Subramanian Sundaram, Petr Kellnhofer, Yunzhu Li, Jun-Yan Zhu, Antonio Torralba, Wojciech Matusik
Humans can feel, weigh and grasp diverse objects, and simultaneously infer their material properties while applying the right amount of force—a challenging set of tasks for a modern robot. Mechanoreceptor networks that provide sensory feedback and enable the dexterity of the human grasp remain difficult to replicate in robots. Whereas computer-vision-based robot grasping strategies have progressed substantially with the abundance
of visual data and emerging machine-learning tools, there are as yet no equivalent sensing platforms and large-scale datasets with which to probe the use of the tactile information that humans rely on when grasping objects. Studying the mechanics of how humans grasp objects will complement vision-based robotic object handling. Importantly, the inability to record and analyse tactile signals currently limits our understanding of the role of tactile information
in the human grasp itself—for example, how tactile maps are used to identify objects and infer their properties is unknown.

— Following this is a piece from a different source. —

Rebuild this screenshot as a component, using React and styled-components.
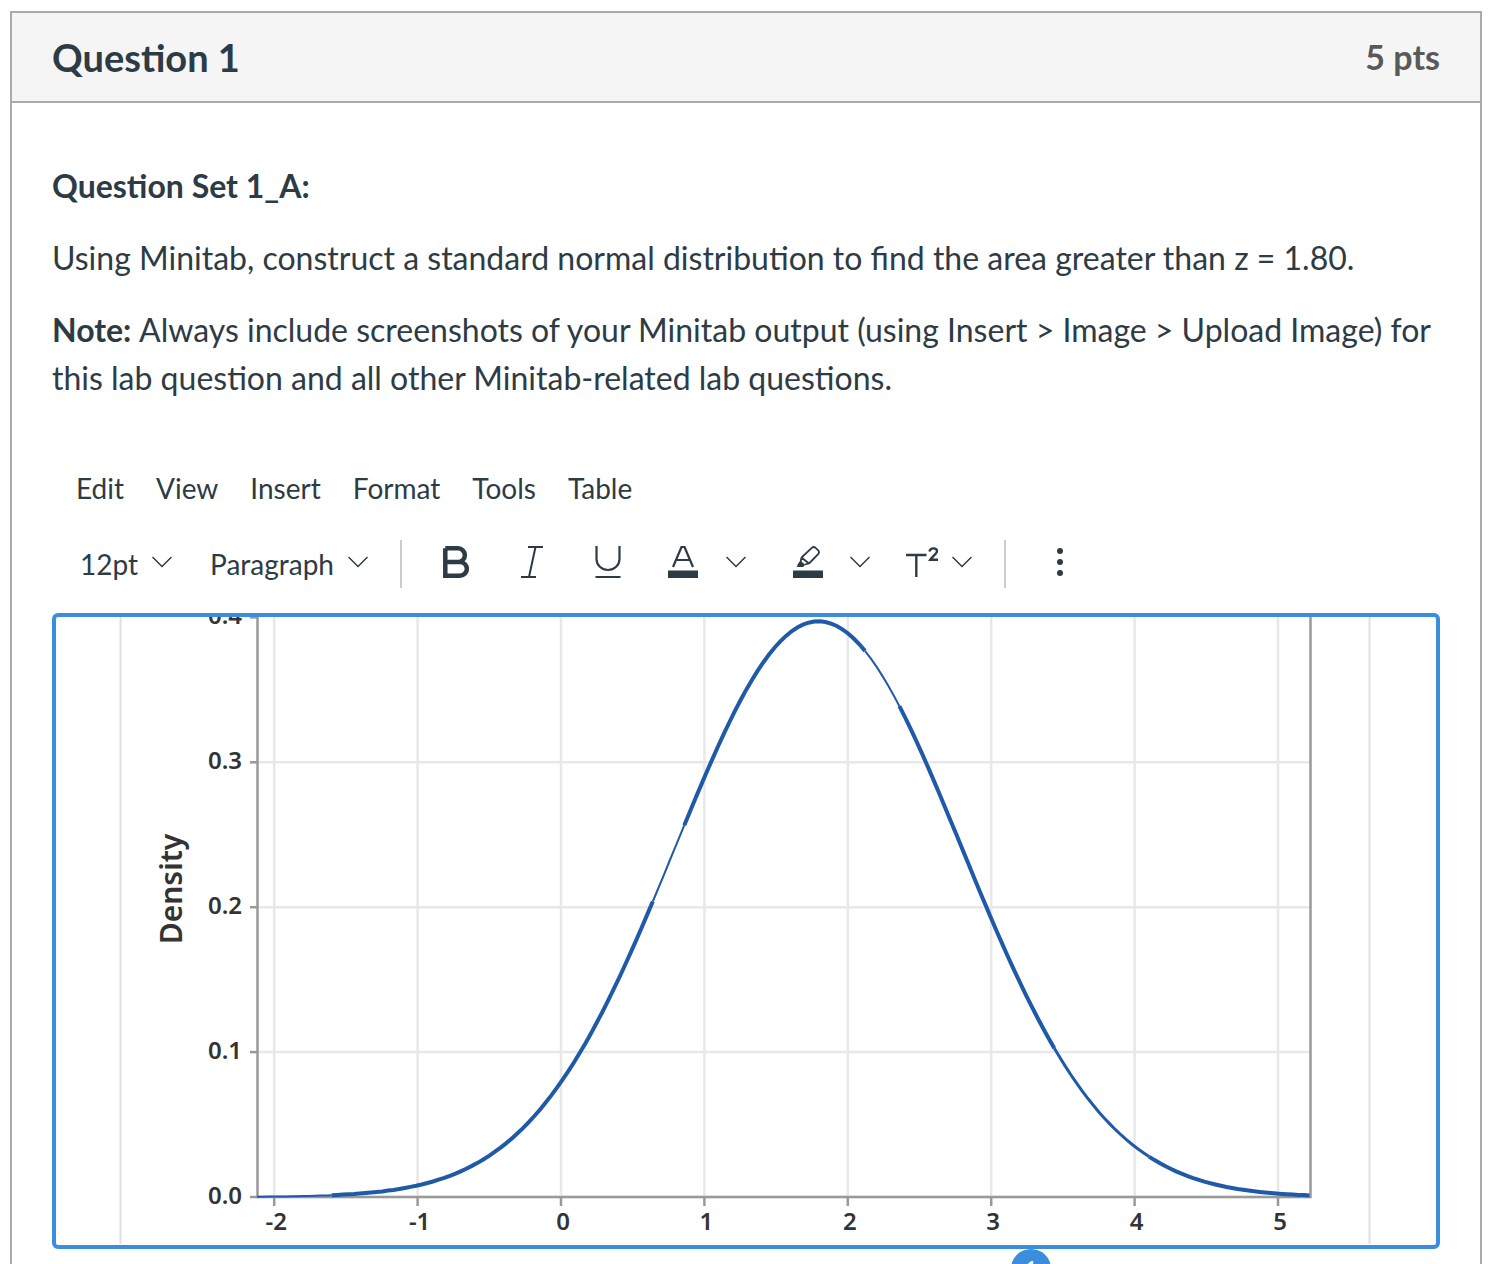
import React from 'react';
import styled, { createGlobalStyle } from 'styled-components';

const GlobalStyle = createGlobalStyle`
* {
  box-sizing: border-box;
}
body {
  margin: 0;
  background: #ffffff;
  color: #2d3b45;
  font-family: Lato, "Open Sans", sans-serif;
}
`;

const Page = styled.main`
height: 100vh;
overflow: hidden;
padding: 11px 14px 0 10px;
`;

const QuestionCard = styled.section`
border: 2px solid #aaaaaa;
min-height: 1400px;
`;

const QuestionHeader = styled.header`
display: flex;
align-items: center;
justify-content: space-between;
min-height: 90px;
padding: 0 40px;
background: #f5f5f5;
border-bottom: 2px solid #aaaaaa;
`;

const QuestionTitle = styled.h2`
margin: 0;
font-size: 38px;
line-height: 48px;
font-weight: 700;
`;

const Points = styled.span`
color: #595959;
font-size: 34px;
line-height: 48px;
font-weight: 700;
`;

const QuestionBody = styled.div`
padding: 59px 40px 0;
`;

const QuestionText = styled.div`
display: flex;
flex-direction: column;
gap: 24px;
padding-bottom: 62px;
`;

const Paragraph = styled.p`
margin: 0;
font-size: 32px;
line-height: 48px;
`;

const MenuBar = styled.nav`
display: flex;
gap: 32px;
padding: 0 24px;
`;

const MenuButton = styled.button`
border: 0;
padding: 0;
background: none;
color: inherit;
font-family: inherit;
font-size: 28px;
line-height: 48px;
cursor: pointer;
`;

const Toolbar = styled.div`
display: flex;
align-items: center;
height: 48px;
margin: 28px 0 25px;
padding-left: 28px;
`;

const ToolButton = styled.button`
display: flex;
align-items: center;
gap: 14px;
border: 0;
padding: 0;
margin-right: ${({ $after }) => $after || 0}px;
background: none;
color: inherit;
font-family: inherit;
font-size: 28px;
line-height: 48px;
cursor: pointer;
`;

const Separator = styled.span`
width: 2px;
height: 48px;
margin-right: ${({ $after }) => $after}px;
background: #c7cdd1;
`;

const Icon = styled.svg`
display: block;
flex: none;
margin-bottom: 4px;
fill: none;
stroke: currentColor;
`;

const Editor = styled.div`
position: relative;
height: 636px;
border: 4px solid #3b8ede;
border-radius: 6px;
`;

const Plot = styled.svg`
display: block;
margin: 0 auto;
max-width: 100%;
`;

const AxisText = styled.text`
fill: #333333;
font-family: "Noto Sans", "Open Sans", sans-serif;
font-size: ${({ $size }) => $size || 24}px;
font-weight: 600;
`;

const Badge = styled.span`
position: absolute;
top: 632px;
left: 955px;
width: 40px;
height: 40px;
border-radius: 50%;
background: #3b8ede;
color: #ffffff;
font-size: 24px;
line-height: 40px;
text-align: center;
`;

const menus = ['Edit', 'View', 'Insert', 'Format', 'Tools', 'Table'];
const xTicks = [-2, -1, 0, 1, 2, 3, 4, 5];
const yTicks = [0, 0.1, 0.2, 0.3, 0.4];

// the stroke gets lighter and heavier along the curve
const curveParts = [
  { from: -2.12, to: -1.6, width: 2 },
  { from: -1.6, to: 0.64, width: 4 },
  { from: 0.64, to: 0.86, width: 2 },
  { from: 0.86, to: 2.12, width: 4 },
  { from: 2.12, to: 2.36, width: 2 },
  { from: 2.36, to: 3.44, width: 4 },
  { from: 3.44, to: 4.1, width: 3 },
  { from: 4.1, to: 5.22, width: 4 },
];

const toX = (value) => 443 + value * 143.4;
const toY = (value) => 580 - value * 1449;
const density = (value) => 0.3973 * Math.exp(-((value - 1.795) ** 2) / 2);

const curvePoints = (from, to) => {
  const steps = Math.ceil((to - from) / 0.04);
  return Array.from({ length: steps + 1 }, (_, index) => {
    const value = from + ((to - from) * index) / steps;
    return `${toX(value).toFixed(1)},${toY(density(value)).toFixed(1)}`;
  }).join(' ');
};

function Chevron() {
  return (
    <Icon width="20" height="12" viewBox="0 0 20 12" strokeWidth="1.5">
      <path d="M.5 1 10 10.5 19.5 1" />
    </Icon>
  );
}

function DensityPlot() {
  return (
    <Plot width="1256" height="628" viewBox="0 0 1256 628" role="img" aria-label="Density">
      <g stroke="#e0e0e0" strokeWidth="2">
        <path d="M2.5 0V627M1251.5 0V627" />
      </g>
      <g stroke="#e8e8e8" strokeWidth="2.5">
        {xTicks.map((tick) => (
          <line key={ tick } x1={ toX(tick) } x2={ toX(tick) } y1="0" y2="580" />
        ))}
        {yTicks.slice(0, 4).map((tick) => (
          <line key={ tick } x1="139" x2="1193" y1={ toY(tick) } y2={ toY(tick) } />
        ))}
      </g>
      <g stroke="#999999" strokeWidth="2.5">
        <path d="M139.5 0V580H1192.5V0" fill="none" />
        {xTicks.map((tick) => (
          <line key={ tick } x1={ toX(tick) } x2={ toX(tick) } y1="580" y2="589" />
        ))}
        {yTicks.map((tick) => (
          <line key={ tick } x1="132" x2="139" y1={ toY(tick) } y2={ toY(tick) } />
        ))}
      </g>
      <g fill="none" stroke="#1f5aa8">
        {curveParts.map(({ from, to, width }) => (
          <polyline key={ from } points={ curvePoints(from, to) } strokeWidth={ width } />
        ))}
      </g>
      {yTicks.map((tick) => (
        <AxisText key={ tick } x="124" y={ toY(tick) + 7 } textAnchor="end">
          {tick.toFixed(1)}
        </AxisText>
      ))}
      {xTicks.map((tick) => (
        <AxisText key={ tick } x={ toX(tick) + 2 } y="613" textAnchor="middle">
          {tick}
        </AxisText>
      ))}
      <AxisText $size={ 30 } transform="translate(64 272) rotate(-90)" textAnchor="middle">
        Density
      </AxisText>
    </Plot>
  );
}

export default function App() {
  return (
    <Page>
      <GlobalStyle />
      <QuestionCard>
        <QuestionHeader>
          <QuestionTitle>Question 1</QuestionTitle>
          <Points>5 pts</Points>
        </QuestionHeader>
        <QuestionBody>
          <QuestionText>
            <Paragraph><strong>Question Set 1_A:</strong></Paragraph>
            <Paragraph>
              Using Minitab, construct a standard normal distribution to find the area
              greater than z = 1.80.
            </Paragraph>
            <Paragraph>
              <strong>{'Note: '}</strong>
              {'Always include screenshots of your Minitab output (using Insert > Image > Upload Image) for this lab question and all other Minitab-related lab questions.'}
            </Paragraph>
          </QuestionText>
          <MenuBar>
            {menus.map((menu) => (
              <MenuButton key={ menu } type="button">{menu}</MenuButton>
            ))}
          </MenuBar>
          <Toolbar>
            <ToolButton type="button" $after={ 38 }>
              12pt
              <Chevron />
            </ToolButton>
            <ToolButton type="button" $after={ 32 }>
              Paragraph
              <Chevron />
            </ToolButton>
            <Separator $after={ 41 } />
            <ToolButton type="button" aria-label="Bold" $after={ 51 }>
              <Icon width="26" height="32" viewBox="0 0 26 32" strokeWidth="4.5">
                <path d="M2.3 2.3H15a6.7 6.7 0 0 1 0 13.7H2.3M15 16h2a6.8 6.8 0 0 1 0 13.7H2.3V2.3" />
              </Icon>
            </ToolButton>
            <ToolButton type="button" aria-label="Italic" $after={ 52 }>
              <Icon width="23" height="32" viewBox="0 0 23 32" strokeWidth="2">
                <path d="M8 1h15M1 31h15M15.5 1 9 31" />
              </Icon>
            </ToolButton>
            <ToolButton type="button" aria-label="Underline" $after={ 47 }>
              <Icon width="26" height="32" viewBox="0 0 26 32" strokeWidth="2.2">
                <path d="M1.5 0v13a11.5 11 0 0 0 23 0V0M.5 31h25" />
              </Icon>
            </ToolButton>
            <ToolButton type="button" aria-label="Text color" $after={ 28 }>
              <Icon width="30" height="32" viewBox="0 0 30 32" strokeWidth="2.2">
                <path d="M5 21 13.5 1h3L25 21M8 14h14" />
                <path d="M0 24.5h30V32H0z" fill="currentColor" stroke="none" />
              </Icon>
            </ToolButton>
            <ToolButton type="button" aria-label="Text color options" $after={ 47 }>
              <Chevron />
            </ToolButton>
            <ToolButton type="button" aria-label="Highlight" $after={ 27 }>
              <Icon width="30" height="32" viewBox="0 0 30 32" strokeWidth="1.8">
                <path d="M8.5 11.5 18.8 1.8Q20.5.3 22.3 1.6L25 4.2Q26.8 6 25.4 7.8L16 17.5M8.5 11.5 16 17.5M8.5 11.5 7.7 15.5 5 19.5M16 17.5 12 18.5" />
                <path d="M7.7 15 12.3 18.8 10 21H3.5z" fill="currentColor" stroke="none" />
                <path d="M0 24.5h30V32H0z" fill="currentColor" stroke="none" />
              </Icon>
            </ToolButton>
            <ToolButton type="button" aria-label="Highlight options" $after={ 36 }>
              <Chevron />
            </ToolButton>
            <ToolButton type="button" aria-label="Superscript" $after={ 14 }>
              <Icon width="32" height="32" viewBox="0 0 32 32" strokeWidth="2.4">
                <path d="M0 9h20.5M10.3 9v22" />
                <path d="M23.5 5.5C24 1.5 31 1.2 31 5.2 31 8 27 9.5 24.3 13.7H32" />
              </Icon>
            </ToolButton>
            <ToolButton type="button" aria-label="Superscript options" $after={ 32 }>
              <Chevron />
            </ToolButton>
            <Separator $after={ 51 } />
            <ToolButton type="button" aria-label="More">
              <Icon width="6" height="32" viewBox="0 0 6 32">
                <g fill="currentColor" stroke="none">
                  <circle cx="3" cy="5" r="3" />
                  <circle cx="3" cy="16" r="3" />
                  <circle cx="3" cy="27" r="3" />
                </g>
              </Icon>
            </ToolButton>
          </Toolbar>
          <Editor>
            <DensityPlot />
            <Badge>1</Badge>
          </Editor>
        </QuestionBody>
      </QuestionCard>
    </Page>
  );
}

Here we use a scalable tactile glove and deep convolutional neural networks to show that sensors uniformly distributed over the hand can be used to identify individual objects, estimate their weight and explore the typical tactile patterns that emerge while grasping objects. The sensor array (548 sensors) is assembled on a knitted glove, and consists of a piezoresistive film connected by a network of conductive thread electrodes that are passively probed. Using a low-cost (about US$10) scalable tactile glove sensor array, we record a large-scale tactile dataset with 135,000 frames, each covering the full hand, while interacting with 26 different objects. This set of interactions with different objects reveals the key correspondences between different regions of a human hand while it is manipulating objects. Insights from the tactile signatures of the human grasp—through the lens of an artificial analogue of the natural mechanoreceptor
network—can thus aid the future design of prosthetics, robot grasping tools and human–robot interactions.